Essentially, those who have criticized Proposition 1A have done so on the grounds that it protects local revenues without holding local governments accountable in how they use the revenues, it perpetuates a property tax system that promotes retail development at the expense of other valuable areas of development such as housing, and it does not protect all local government revenues.

VI. Conclusion

If Proposition 1A is adopted by the California voters in the upcoming election it will amend the California Constitution to significantly limit the state government’s power over local revenues. Cal. Res. SCA4, 2003-2004 Session (July 27, 2004). Proponents argue that this is a historic bipartisan solution that accommodates both local governments’ need for steady sources of revenue to provide fire, law enforcement, health, and other services while still allowing the state access to additional funds when it is really necessary. California Secretary of the State, California Official Voter Information Guide, Argument in Favor of Proposition 1A (2004) . Opponents argue that Proposition 1A protects local governments at the expense of schools and community colleges whose revenues will become the new target of state raids.
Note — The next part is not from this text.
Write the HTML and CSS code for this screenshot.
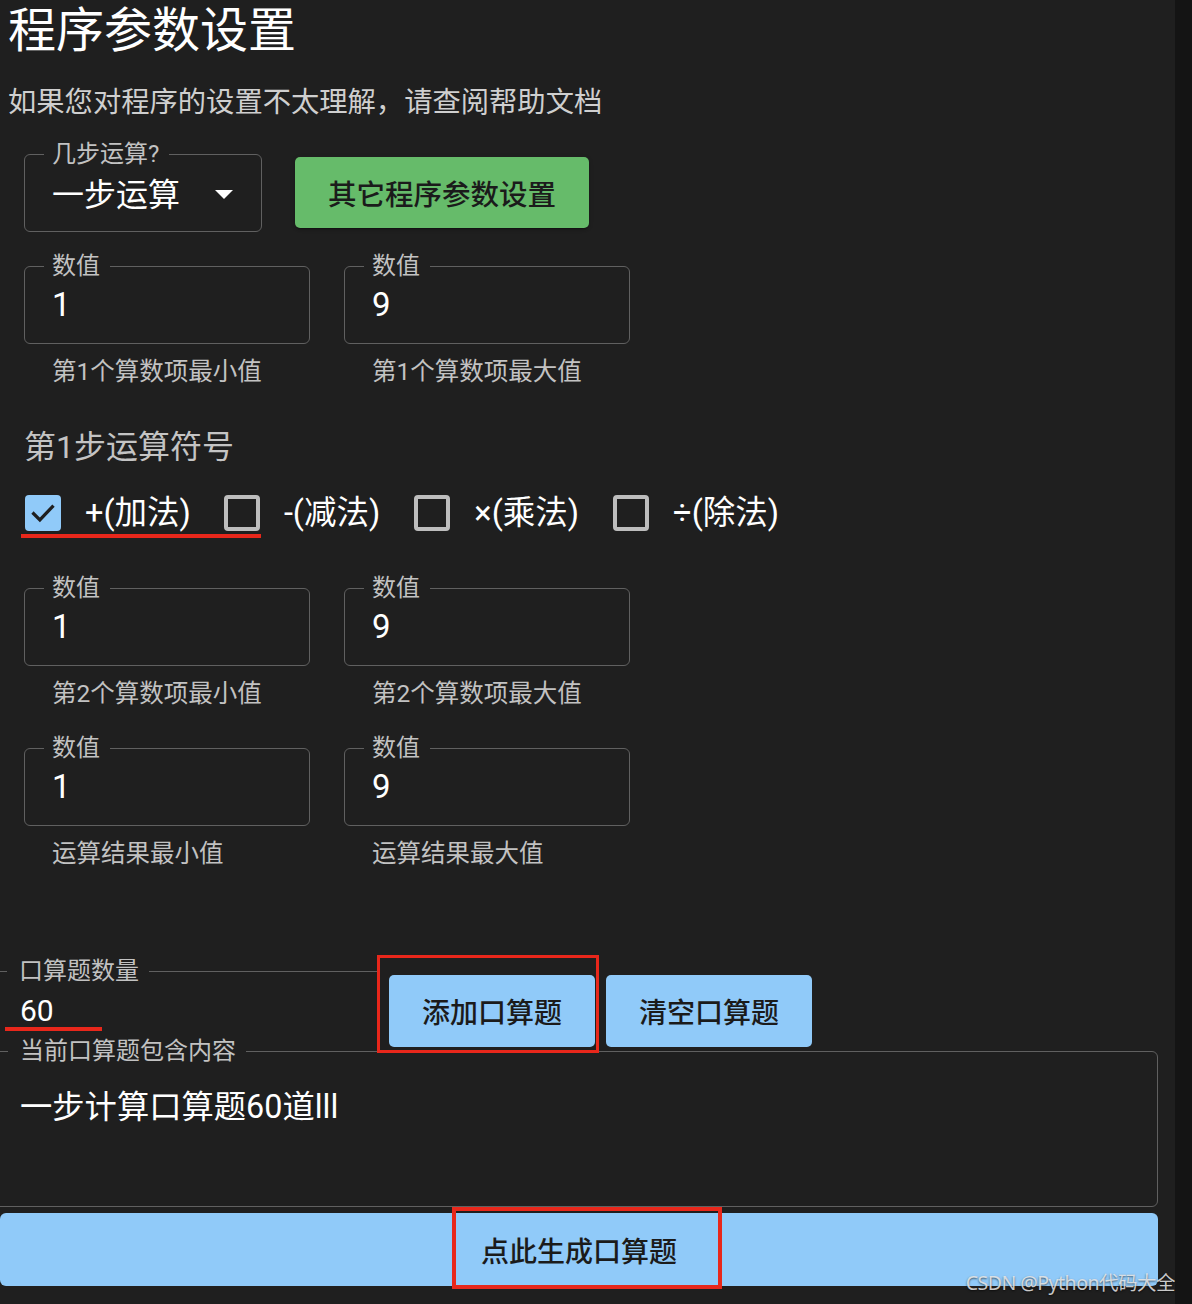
FILE: index.html
```html
<!DOCTYPE html>
<html lang="zh-CN">
<head>
<meta charset="utf-8">
<title>程序参数设置</title>
<link rel="stylesheet" href="styles.css">
</head>
<body>
<div class="shell">
  <main class="page">
    <h1 class="title">程序参数设置</h1>
    <p class="subtitle">如果您对程序的设置不太理解，请查阅帮助文档</p>

    <div class="row-top">
      <fieldset class="field select">
        <legend>几步运算?</legend>
        <div class="field-value select-value">
          <span>一步运算</span>
          <span class="arrow"></span>
        </div>
      </fieldset>
      <button class="btn btn-green">其它程序参数设置</button>
    </div>

    <div class="range">
      <div class="range-col">
        <fieldset class="field num"><legend>数值</legend><div class="field-value">1</div></fieldset>
        <div class="helper">第1个算数项最小值</div>
      </div>
      <div class="range-col">
        <fieldset class="field num"><legend>数值</legend><div class="field-value">9</div></fieldset>
        <div class="helper">第1个算数项最大值</div>
      </div>
    </div>

    <h2 class="op-title">第1步运算符号</h2>

    <div class="ops">
      <span class="underline"></span>
      <label class="op"><span class="cb checked"><svg viewBox="0 0 24 24" width="30" height="30"><path d="M4.5 12.5l5 5L19.5 7" fill="none" stroke="#1f1f1f" stroke-width="2.6" stroke-linecap="square"/></svg></span><span class="op-label">+(加法)</span></label>
      <label class="op"><span class="cb"></span><span class="op-label">-(减法)</span></label>
      <label class="op"><span class="cb"></span><span class="op-label">×(乘法)</span></label>
      <label class="op"><span class="cb"></span><span class="op-label">÷(除法)</span></label>
    </div>

    <div class="range range-2">
      <div class="range-col">
        <fieldset class="field num"><legend>数值</legend><div class="field-value">1</div></fieldset>
        <div class="helper">第2个算数项最小值</div>
      </div>
      <div class="range-col">
        <fieldset class="field num"><legend>数值</legend><div class="field-value">9</div></fieldset>
        <div class="helper">第2个算数项最大值</div>
      </div>
    </div>

    <div class="range range-3">
      <div class="range-col">
        <fieldset class="field num"><legend>数值</legend><div class="field-value">1</div></fieldset>
        <div class="helper">运算结果最小值</div>
      </div>
      <div class="range-col">
        <fieldset class="field num"><legend>数值</legend><div class="field-value">9</div></fieldset>
        <div class="helper">运算结果最大值</div>
      </div>
    </div>

    <div class="count-row">
      <fieldset class="count">
        <legend>口算题数量</legend>
        <div class="count-value">60</div>
      </fieldset>
      <div class="btn-group">
        <div class="marked">
          <button class="btn btn-blue">添加口算题</button>
        </div>
        <button class="btn btn-blue">清空口算题</button>
      </div>
    </div>

    <fieldset class="content">
      <legend>当前口算题包含内容</legend>
      <div class="content-text">一步计算口算题60道lll</div>
    </fieldset>

    <button class="btn btn-generate"><span class="gen-text">点此生成口算题</span></button>

    <div class="watermark">CSDN @Python代码大全</div>
  </main>
  <div class="strip"></div>
</div>
</body>
</html>
```

FILE: styles.css
```css
* { box-sizing: border-box; }

html, body {
  margin: 0;
  padding: 0;
  background: #1f1f1f;
}

body {
  font-family: Roboto, "Noto Sans CJK SC", sans-serif;
  color: #fff;
  overflow: hidden;
}

.shell {
  display: flex;
  width: 1192px;
  height: 1304px;
}

.page {
  position: relative;
  width: 1175px;
  flex: none;
  padding: 0 0 0 8px;
  background: #1f1f1f;
  overflow: hidden;
}

.strip {
  flex: 1;
  background: #141414;
}

.title {
  margin: 3px 0 0;
  font-size: 48px;
  line-height: 56px;
  font-weight: 400;
  color: #fff;
}

.subtitle {
  margin: 26px 0 0;
  font-size: 28.3px;
  line-height: 36px;
  color: #cfcfcf;
}

/* outlined fields */
.field {
  margin: 0;
  padding: 0;
  border: 1px solid #606060;
  border-radius: 6px;
  min-width: 0;
}

.field legend {
  margin-left: 19px;
  padding: 0 10px 0 8px;
  font-size: 24px;
  line-height: 24px;
  color: #c2c2c2;
}

.field-value {
  height: 65px;
  padding: 11px 0 0 27px;
  font-size: 33px;
  line-height: 32px;
  color: #fff;
}

.row-top {
  display: flex;
  align-items: flex-start;
  gap: 33px;
  margin: 21px 0 0 16px;
}

.select {
  width: 238px;
}

.select-value {
  display: flex;
  align-items: center;
  justify-content: space-between;
  padding: 0 28px 8px 27px;
  font-size: 32px;
}

.arrow {
  width: 0;
  height: 0;
  border-left: 9.5px solid transparent;
  border-right: 9.5px solid transparent;
  border-top: 9px solid #fff;
}

.btn {
  border: 0;
  border-radius: 5px;
  font-family: Roboto, "Noto Sans CJK SC", sans-serif;
  font-weight: 500;
  color: #1b1b1b;
  cursor: pointer;
  padding: 0;
}

.btn-green {
  margin-top: 15px;
  width: 294px;
  height: 71px;
  background: #66bb6a;
  font-size: 28.5px;
  box-shadow: 0 3px 1px -2px rgba(0,0,0,.2), 0 2px 2px rgba(0,0,0,.14), 0 1px 5px rgba(0,0,0,.12);
}

.range {
  display: flex;
  gap: 34px;
  margin: 22px 0 0 16px;
}

.range-col {
  width: 286px;
}

.helper {
  margin: 13px 0 0 28px;
  font-size: 24.5px;
  line-height: 30px;
  color: #c2c2c2;
}

.op-title {
  margin: 40px 0 0 16px;
  font-size: 32px;
  line-height: 40px;
  font-weight: 400;
  color: #c4c4c4;
}

.ops {
  position: relative;
  display: flex;
  align-items: center;
  gap: 34px;
  height: 40px;
  margin: 26px 0 0 17px;
}

.op {
  display: flex;
  align-items: center;
  gap: 24px;
}

.op:first-of-type {
  margin-right: -1px;
}

.cb {
  width: 36px;
  height: 36px;
  border: 4px solid #bdbdbd;
  border-radius: 4px;
  display: flex;
  align-items: center;
  justify-content: center;
}

.cb.checked {
  border: 0;
  background: #90caf9;
}

.op-label {
  font-size: 32.5px;
  line-height: 40px;
  color: #fff;
}

.underline {
  position: absolute;
  left: -4px;
  top: 41px;
  width: 240px;
  height: 4px;
  background: #e8271b;
}

.range-2 { margin-top: 43px; }
.range-3 { margin-top: 27px; }

.count-row {
  display: flex;
  align-items: flex-start;
  margin: 86px 0 -8px -8px;
}

.count {
  margin: 4px 0 0 -10px;
  padding: 0;
  width: 387px;
  border: 0;
  border-top: 1px solid #606060;
  min-width: 0;
}

.count legend,
.content legend {
  margin-left: 17px;
  padding: 0 10px 0 12px;
  font-size: 24px;
  line-height: 24px;
  color: #c2c2c2;
}

.count-value {
  position: relative;
  padding: 10px 0 0 30px;
  font-size: 30px;
  line-height: 36px;
  color: #fff;
}

.count-value::after {
  content: "";
  position: absolute;
  left: 15px;
  top: 44px;
  width: 97px;
  height: 4px;
  background: #e8271b;
}

.btn-group {
  display: flex;
  gap: 11px;
  margin: 20px 0 0 12px;
}

.marked {
  position: relative;
}

.marked::after {
  content: "";
  position: absolute;
  left: -12px;
  top: -20px;
  right: -4px;
  bottom: -6px;
  border: 3px solid #e8271b;
  pointer-events: none;
}

.btn-blue {
  width: 206px;
  height: 72px;
  background: #90caf9;
  font-size: 28px;
}

.content {
  margin: 0 0 0 -18px;
  padding: 0;
  width: 1168px;
  border: 1px solid #606060;
  border-radius: 6px;
  min-width: 0;
}

.content-text {
  height: 143px;
  padding: 24px 0 0 29px;
  font-size: 32.3px;
  line-height: 40px;
  color: #fff;
}

.btn-generate {
  position: relative;
  display: block;
  margin: 6px 0 0 -8px;
  width: 1158px;
  height: 73px;
  background: #90caf9;
  border-radius: 6px;
  font-size: 28px;
}

.gen-text {
  position: relative;
}

.gen-text::after {
  content: "";
  position: absolute;
  left: -29px;
  right: -45px;
  top: -29px;
  height: 74px;
  border: 4px solid #e8271b;
}

.watermark {
  position: absolute;
  right: 0;
  top: 1270px;
  font-family: "Noto Sans", "Noto Sans CJK SC", sans-serif;
  font-size: 19.5px;
  line-height: 26px;
  color: rgba(235, 235, 235, 0.85);
  text-shadow: 0 1px 2px rgba(0,0,0,0.6);
  letter-spacing: -0.5px;
}
```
California Secretary of the State, California Official Voter Information Guide, Rebuttal to Argument in Favor of Proposition 1A (2004 ). They also contend that Proposition 1A imposes no oversight or fiscal accountability on local governments, does not protect all local revenues, and locks in a property tax system that promotes retail development over other valuable areas of community development. California Secretary of the State, California Official Voter Information Guide, Argument Against Proposition 1A (2004) ; Jake Henshaw, Cities eye funding solution with Prop. 1A, Visalia Times Delta (Sept. 23, 2004); J. Douglas Allen-Taylor, Cities, County Look to November Vote for Funds, Berkeley Daily Planet (Aug. 13, 2004).